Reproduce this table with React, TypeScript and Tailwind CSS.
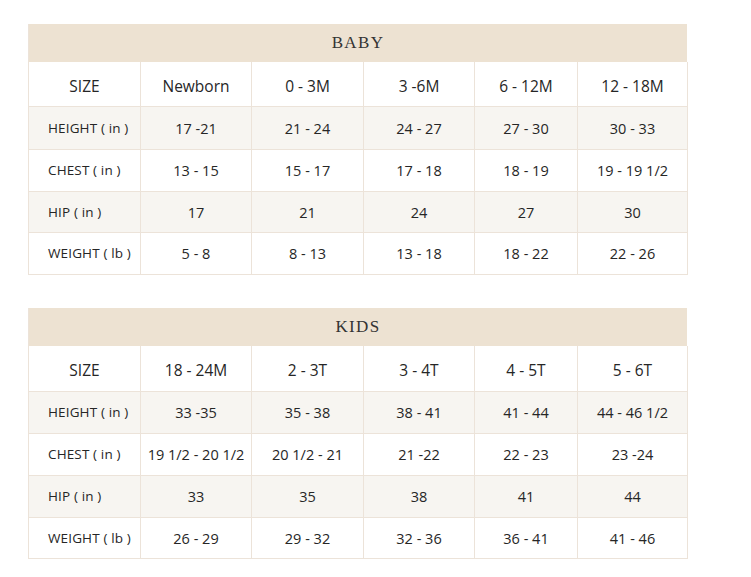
import React from 'react';

interface SizeTableProps {
  title: string;
  sizes: string[];
  rows: { label: string; values: string[] }[];
  rowHeights: number[];
}

const rowHeightClass: Record<number, string> = {
  41: 'h-[41px]',
  42: 'h-[42px]',
  43: 'h-[43px]',
  45: 'h-[45px]',
  46: 'h-[46px]',
};

const cellBorder = 'border-r border-b border-[#ece3d9]';

const SizeTable: React.FC<SizeTableProps> = ({ title, sizes, rows, rowHeights }) => {
  return (
    <div className="w-[659px] border-l border-[#ece3d9] font-['Open_Sans',sans-serif] text-[#262626]">
      <div className="h-[38px] bg-[#ede2d2] flex items-center justify-center font-['Liberation_Serif',serif] text-[17px] tracking-[0.08em] text-[#333]">
        {title}
      </div>
      <div className="grid grid-cols-[112px_111px_112px_111px_103px_110px]">
        {/* size header row */}
        <div className={`${cellBorder} ${rowHeightClass[rowHeights[0]]} flex items-center justify-center pt-[5px] text-[15.5px] bg-white`}>
          SIZE
        </div>
        {sizes.map((s) => (
          <div
            key={s}
            className={`${cellBorder} ${rowHeightClass[rowHeights[0]]} flex items-center justify-center pt-[5px] text-[15.5px] bg-white`}
          >
            {s}
          </div>
        ))}

        {rows.map((row, i) => {
          const bg = i % 2 === 0 ? 'bg-[#f7f5f1]' : 'bg-white';
          const h = rowHeightClass[rowHeights[i + 1]];
          return (
            <React.Fragment key={row.label}>
              <div className={`${cellBorder} ${h} ${bg} flex items-center pl-[19px] text-[13.5px] tracking-[0.01em]`}>
                {row.label}
              </div>
              {row.values.map((v, j) => (
                <div
                  key={j}
                  className={`${cellBorder} ${h} ${bg} flex items-center justify-center pt-[1px] text-[14.5px]`}
                >
                  {v}
                </div>
              ))}
            </React.Fragment>
          );
        })}
      </div>
    </div>
  );
};

export default function App() {
  return (
    <div className="w-[751px] h-[577px] bg-white pt-[24px] pl-[28px] flex flex-col gap-[33px]">
      <SizeTable
        title="BABY"
        sizes={['Newborn', '0 - 3M', '3 -6M', '6 - 12M', '12 - 18M']}
        rowHeights={[45, 43, 42, 41, 42]}
        rows={[
          { label: 'HEIGHT ( in )', values: ['17 -21', '21 - 24', '24 - 27', '27 - 30', '30 - 33'] },
          { label: 'CHEST ( in )', values: ['13 - 15', '15 - 17', '17 - 18', '18 - 19', '19 - 19 1/2'] },
          { label: 'HIP ( in )', values: ['17', '21', '24', '27', '30'] },
          { label: 'WEIGHT ( lb )', values: ['5 - 8', '8 - 13', '13 - 18', '18 - 22', '22 - 26'] },
        ]}
      />
      <SizeTable
        title="KIDS"
        sizes={['18 - 24M', '2 - 3T', '3 - 4T', '4 - 5T', '5 - 6T']}
        rowHeights={[46, 42, 42, 42, 41]}
        rows={[
          { label: 'HEIGHT ( in )', values: ['33 -35', '35 - 38', '38 - 41', '41 - 44', '44 - 46 1/2'] },
          { label: 'CHEST ( in )', values: ['19 1/2 - 20 1/2', '20 1/2 - 21', '21 -22', '22 - 23', '23 -24'] },
          { label: 'HIP ( in )', values: ['33', '35', '38', '41', '44'] },
          { label: 'WEIGHT ( lb )', values: ['26 - 29', '29 - 32', '32 - 36', '36 - 41', '41 - 46'] },
        ]}
      />
    </div>
  );
}
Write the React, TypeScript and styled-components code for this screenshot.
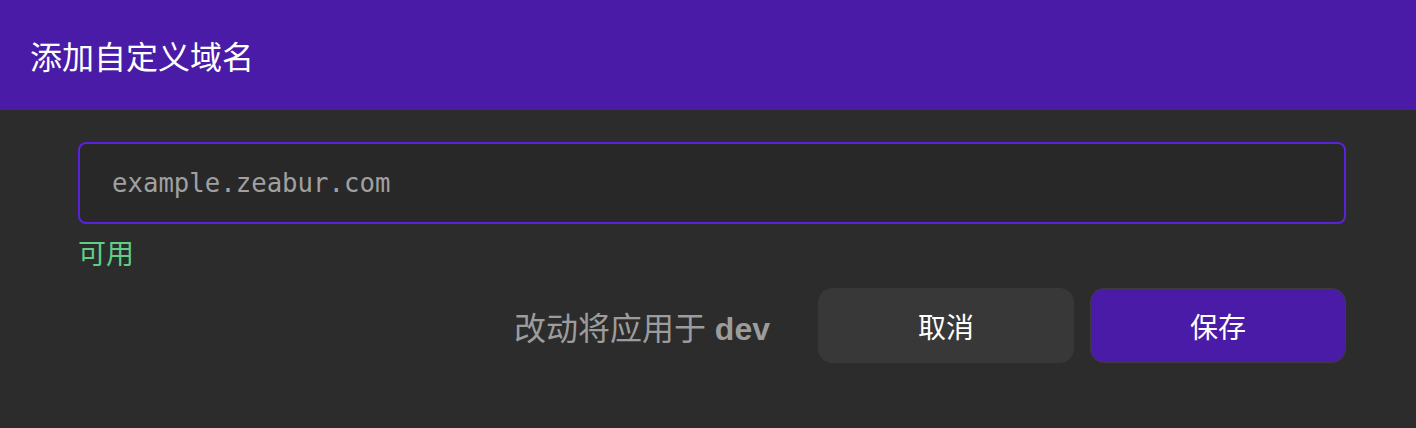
import React from "react";
import styled, { createGlobalStyle } from "styled-components";

const Global = createGlobalStyle`
  html, body { margin: 0; padding: 0; background: #2c2c2c; }
  body { font-family: "Liberation Sans", "Noto Sans CJK SC", sans-serif; }
  * { box-sizing: border-box; }
`;

const Dialog = styled.div`
  width: 1416px;
  height: 428px;
  display: flex;
  flex-direction: column;
  background: #2c2c2c;
`;

const Header = styled.header`
  height: 110px;
  flex-shrink: 0;
  display: flex;
  align-items: center;
  padding-left: 30px;
  background: #4a1ba6;
  color: #ffffff;
  font-size: 32px;
  font-family: "Noto Sans CJK SC", sans-serif;
`;

const Body = styled.div`
  display: flex;
  flex-direction: column;
  padding: 32px 70px 0 78px;
`;

const Input = styled.input`
  height: 82px;
  width: 100%;
  border: 2px solid #5a22dc;
  border-radius: 8px;
  background: #282828;
  padding: 0 32px;
  color: #e0e0e0;
  font-family: "DejaVu Sans Mono", monospace;
  font-size: 25.7px;
  outline: none;
  &::placeholder { color: #a0a0a0; }
`;

const Helper = styled.div`
  margin-top: 8px;
  line-height: 40px;
  height: 40px;
  font-size: 28px;
  color: #5fcf86;
  font-family: "Noto Sans CJK SC", sans-serif;
`;

const Actions = styled.div`
  margin-top: 16px;
  display: flex;
  justify-content: flex-end;
  align-items: center;
  gap: 16px;
`;

const Note = styled.span`
  margin-right: 32px;
  font-size: 32px;
  color: #9c9c9c;
  font-family: "Liberation Sans", "Noto Sans CJK SC", sans-serif;
  b { font-weight: 700; }
`;

const Button = styled.button<{ $primary?: boolean }>`
  width: 256px;
  height: 75px;
  border-radius: 14px;
  border: 1px solid ${(p) => (p.$primary ? "#3c3c3c" : "#383838")};
  background: ${(p) => (p.$primary ? "#4a1ba6" : "#383838")};
  color: #ffffff;
  font-size: 28px;
  font-family: "Noto Sans CJK SC", sans-serif;
  cursor: pointer;
`;

export default function App() {
  return (
    <>
      <Global />
      <Dialog>
        <Header>添加自定义域名</Header>
        <Body>
          <Input placeholder="example.zeabur.com" />
          <Helper>可用</Helper>
          <Actions>
            <Note>
              改动将应用于 <b>dev</b>
            </Note>
            <Button>取消</Button>
            <Button $primary>保存</Button>
          </Actions>
        </Body>
      </Dialog>
    </>
  );
}
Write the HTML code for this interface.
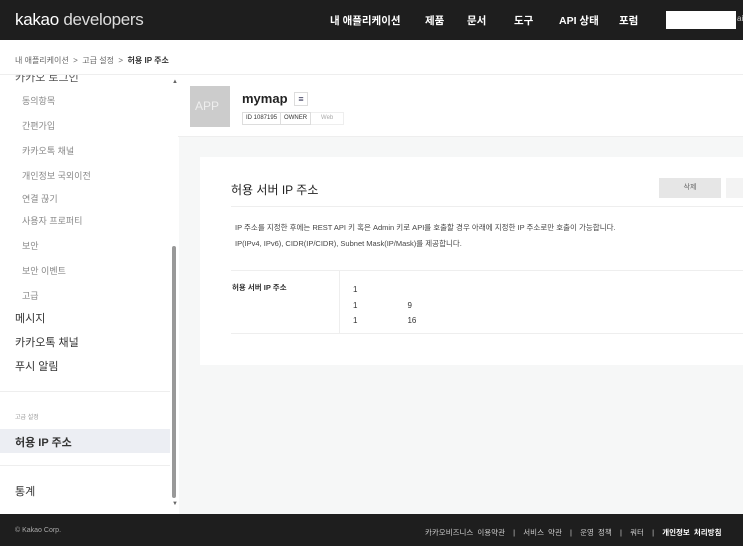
<!DOCTYPE html>
<html><head><meta charset="utf-8"><style>
*{margin:0;padding:0;box-sizing:border-box}
body{width:743px;height:546px;overflow:hidden;font-family:"Liberation Sans","Noto Sans CJK KR",sans-serif;background:#f6f7f7;position:relative}
.hd{position:absolute;left:0;top:0;width:743px;height:40px;background:#1e1e1e;color:#fff}
.logo{position:absolute;left:15px;top:10px;font-size:17px;letter-spacing:-.3px}
.nav{position:absolute;top:13px;font-size:10.5px;font-weight:bold}
.bc{position:absolute;left:0;top:40px;width:743px;height:35px;background:#fff;border-bottom:1px solid #eee;font-size:8px;color:#666;padding:15px 0 0 15px}
.sb{position:absolute;left:0;top:75px;width:170px;height:439px;background:#fff;overflow:hidden}
.sb div{position:absolute;font-size:9px;color:#888}
.sb .b{font-size:11px;color:#333;left:15px}
.scr{position:absolute;left:170px;top:75px;width:9px;height:439px;background:#fff}
.bar{position:absolute;left:172px;top:246px;width:4px;height:252px;background:#999;border-radius:2px}
.card{position:absolute;left:200px;top:157px;width:543px;height:208px;background:#fff}
.ft{position:absolute;left:0;top:514px;width:743px;height:32px;background:#1e1e1e;color:#aaa;font-size:7px}
</style></head><body>
<div class="hd"><div class="logo"><b style="font-weight:normal">kakao</b> <span style="color:#ddd">developers</span></div>
<div class="nav" style="left:330px">내 애플리케이션</div><div class="nav" style="left:425px">제품</div><div class="nav" style="left:467px">문서</div><div class="nav" style="left:514px">도구</div><div class="nav" style="left:559px">API 상태</div><div class="nav" style="left:619px">포럼</div>
<div style="position:absolute;left:666px;top:11px;width:70px;height:18px;background:#fff"></div><div style="position:absolute;left:737px;top:14px;font-size:8px;color:#ccc">ail.c</div></div>
<div class="bc">내 애플리케이션 &nbsp;&gt;&nbsp; 고급 설정 &nbsp;&gt;&nbsp; <b style="color:#333">허용 IP 주소</b></div>
<div class="sb">
<div class="b" style="top:-6px;color:#555">카카오 로그인</div>
<div style="left:22px;top:19px">동의항목</div><div style="left:22px;top:44px">간편가입</div><div style="left:22px;top:69px">카카오톡 채널</div><div style="left:22px;top:94px">개인정보 국외이전</div><div style="left:22px;top:117px">연결 끊기</div><div style="left:22px;top:139px">사용자 프로퍼티</div><div style="left:22px;top:164px">보안</div><div style="left:22px;top:189px">보안 이벤트</div><div style="left:22px;top:214px">고급</div>
<div class="b" style="top:235px">메시지</div><div class="b" style="top:259px">카카오톡 채널</div><div class="b" style="top:283px">푸시 알림</div>
<div style="left:0;top:316px;width:170px;border-top:1px solid #eee"></div>
<div style="left:15px;top:337px;font-size:6px;color:#999">고급 설정</div>
<div style="left:0;top:354px;width:170px;height:24px;background:#eceef3"></div>
<div class="b" style="top:359px;font-weight:bold">허용 IP 주소</div>
<div style="left:0;top:390px;width:170px;border-top:1px solid #eee"></div>
<div class="b" style="top:408px">통계</div>
</div>
<div class="scr"><div style="position:absolute;left:2px;top:4px;font-size:6px;color:#666">▲</div><div style="position:absolute;left:2px;top:426px;font-size:6px;color:#666">▼</div></div><div class="bar"></div>
<div style="position:absolute;left:178px;top:75px;width:565px;height:62px;background:#fff;border-bottom:1px solid #eee"></div>
<div style="position:absolute;left:190px;top:86px;width:40px;height:41px;background:#ccc;color:#eee;font-size:12px;padding:13px 0 0 5px">APP</div>
<div style="position:absolute;left:242px;top:91px;font-size:13px;font-weight:bold;color:#222">mymap</div>
<div style="position:absolute;left:294px;top:92px;width:14px;height:14px;border:1px solid #ddd;font-size:9px;color:#335;text-align:center;line-height:12px">≡</div>
<div style="position:absolute;left:242px;top:112px;height:13px;font-size:6px;color:#333;display:flex">
<span style="border:1px solid #ddd;padding:2px 3px">ID 1087195</span><span style="border:1px solid #ddd;border-left:0;padding:2px 3px">OWNER</span><span style="border:1px solid #eee;border-left:0;padding:2px 10px;color:#aaa">Web</span></div>
<div class="card">
<div style="position:absolute;left:31px;top:24px;font-size:12px;color:#222">허용 서버 IP 주소</div>
<div style="position:absolute;left:459px;top:21px;width:62px;height:20px;background:#e6e6e6;font-size:7px;color:#666;text-align:center;line-height:20px">삭제</div>
<div style="position:absolute;left:526px;top:21px;width:17px;height:20px;background:#f3f3f3"></div>
<div style="position:absolute;left:31px;top:49px;width:512px;border-top:1px solid #eee"></div>
<div style="position:absolute;left:35px;top:63px;font-size:7.5px;color:#444;line-height:16px">IP 주소를 지정한 후에는 REST API 키 혹은 Admin 키로 API를 호출할 경우 아래에 지정한 IP 주소로만 호출이 가능합니다.<br>IP(IPv4, IPv6), CIDR(IP/CIDR), Subnet Mask(IP/Mask)를 제공합니다.</div>
<div style="position:absolute;left:31px;top:113px;width:512px;height:64px;border-top:1px solid #eee;border-bottom:1px solid #eee"></div>
<div style="position:absolute;left:139px;top:113px;height:64px;border-left:1px solid #eee"></div>
<div style="position:absolute;left:32px;top:125px;font-size:7.5px;font-weight:bold;color:#333">허용 서버 IP 주소</div>
<div style="position:absolute;left:153px;top:125px;font-size:8px;color:#333;line-height:15.5px">1<br>1<span style="margin-left:50px">9</span><br>1<span style="margin-left:50px">16</span></div>
</div>
<div class="ft"><div style="position:absolute;left:15px;top:13px">© Kakao Corp.</div>
<div style="position:absolute;left:425px;top:13px;color:#ccc;font-size:7.5px;word-spacing:2px">카카오비즈니스 이용약관 &nbsp;|&nbsp; 서비스 약관 &nbsp;|&nbsp; 운영 정책 &nbsp;|&nbsp; 쿼터 &nbsp;|&nbsp; <b style="color:#fff">개인정보 처리방침</b></div></div>
</body></html>
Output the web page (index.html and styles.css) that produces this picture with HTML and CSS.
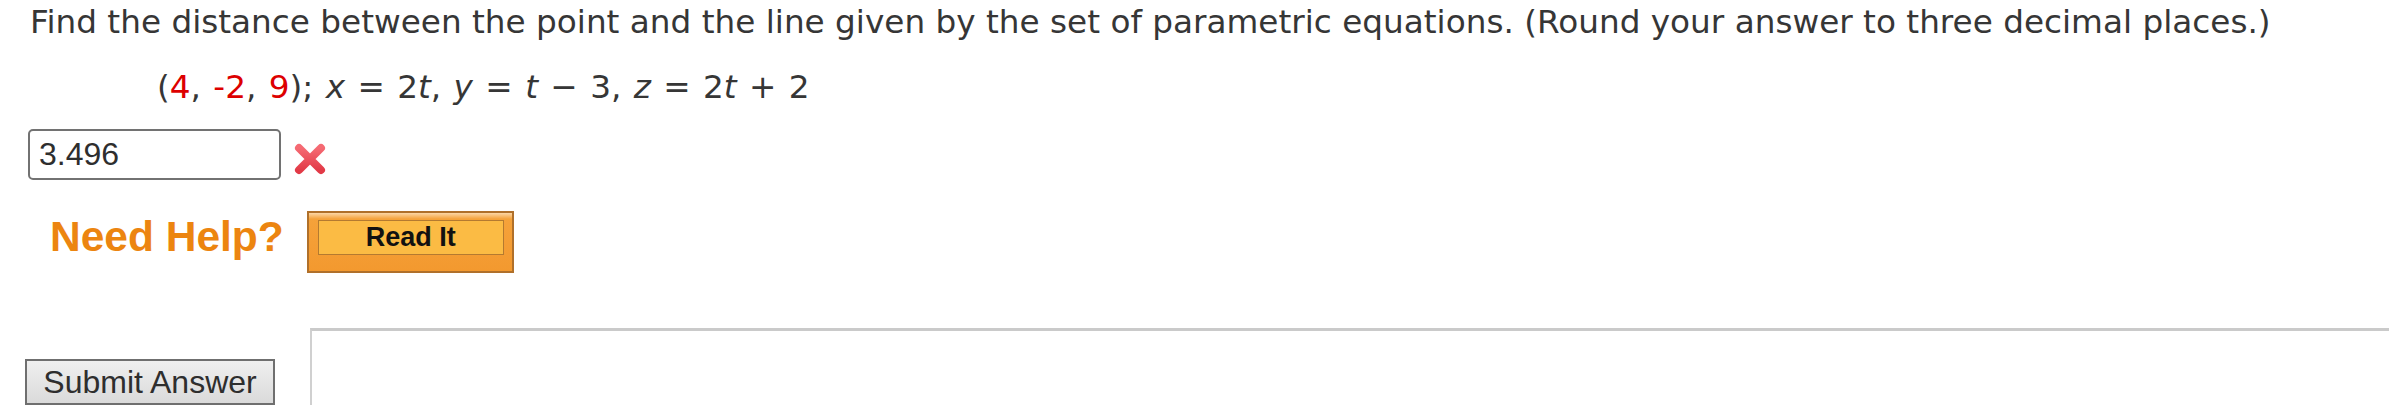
FILE: index.html
```html
<!DOCTYPE html>
<html>
<head>
<meta charset="utf-8">
<link rel="stylesheet" href="styles.css">
</head>
<body>
<div class="question">
  <p class="prompt">Find the distance between the point and the line given by the set of parametric equations. (Round your answer to three decimal places.)</p>
  <p class="equation">(<span class="red">4</span>, <span class="red">-2</span>, <span class="red">9</span>); <i>x</i> = 2<i>t</i>, <i>y</i> = <i>t</i> − 3, <i>z</i> = 2<i>t</i> + 2</p>
  <div class="answer-row">
    <div class="answer-box">3.496</div>
    <svg class="wrong" width="34" height="32" viewBox="0 0 34 32">
      <defs>
        <linearGradient id="xg" x1="0" y1="0" x2="0" y2="1">
          <stop offset="0" stop-color="#f56a73"/>
          <stop offset="1" stop-color="#e23a47"/>
        </linearGradient>
      </defs>
      <path d="M6 5 L28 27 M28 5 L6 27" stroke="url(#xg)" stroke-width="8" stroke-linecap="round"/>
    </svg>
  </div>
  <div class="help-row">
    <span class="need-help">Need Help?</span>
    <div class="read-it"><div class="read-it-inner">Read It</div></div>
  </div>
  <div class="submit-row">
    <div class="submit">Submit Answer</div>
    <div class="panel"></div>
  </div>
</div>
</body>
</html>
```
FILE: styles.css
```css
html, body {
  margin: 0;
  padding: 0;
  background: #ffffff;
}
body {
  width: 2389px;
  height: 407px;
  overflow: hidden;
}
.question {
  font-family: "DejaVu Sans", Verdana, sans-serif;
  color: #363636;
  font-size: 32.7px;
}
.prompt {
  margin: 0;
  padding: 2px 0 0 30px;
  line-height: 40px;
  white-space: nowrap;
}
.equation {
  margin: 25px 0 0 157px;
  line-height: 40px;
  white-space: nowrap;
  word-spacing: 2px;
}
.equation i {
  font-style: italic;
}
.red {
  color: #dd0000;
}
.answer-row {
  display: flex;
  align-items: flex-start;
  margin: 22px 0 0 28px;
}
.answer-box {
  box-sizing: border-box;
  width: 253px;
  height: 51px;
  border: 2px solid #727272;
  border-radius: 5px;
  padding: 0 0 0 9px;
  font-family: "Liberation Sans", Arial, sans-serif;
  font-size: 32px;
  line-height: 47px;
  color: #2e2e2e;
}
.wrong {
  margin: 14px 0 0 12px;
}
.help-row {
  display: flex;
  align-items: flex-start;
  margin: 31px 0 0 50px;
}
.need-help {
  margin-top: 2px;
  font-family: "Liberation Sans", Arial, sans-serif;
  font-weight: bold;
  font-size: 42.5px;
  color: #ec8510;
  white-space: nowrap;
}
.read-it {
  box-sizing: border-box;
  width: 207px;
  height: 62px;
  margin-left: 23px;
  border: 2px solid #b0702a;
  background: linear-gradient(#fcd7a6 0px, #f5a23a 6px, #f3992f 100%);
  padding: 7px 8px 0 9px;
}
.read-it-inner {
  box-sizing: border-box;
  height: 35px;
  border: 1px solid #b47a30;
  background: #fbbb44;
  font-family: "Liberation Sans", Arial, sans-serif;
  font-weight: bold;
  font-size: 27px;
  line-height: 33px;
  text-align: center;
  color: #111;
}
.submit-row {
  display: flex;
  align-items: flex-start;
  margin: 55px 0 0 25px;
}
.submit {
  box-sizing: border-box;
  width: 250px;
  height: 46px;
  margin-top: 31px;
  border: 2px solid #6f6f6f;
  background: linear-gradient(#efefef, #dadada);
  font-family: "Liberation Sans", Arial, sans-serif;
  font-size: 32px;
  line-height: 42px;
  text-align: center;
  color: #2e2e2e;
}
.panel {
  flex: 1;
  height: 74px;
  margin-left: 35px;
  border-top: 3px solid #cacaca;
  border-left: 2px solid #d0d0d0;
}
```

=-=-=-=-=

SET PROBLEM.
Find the lines that include the string "code", then copy each of them.

OUTPUT OF THE TASK.
Write the React, TypeScript and styled-components code for this screenshot.
Write the HTML code for this interface.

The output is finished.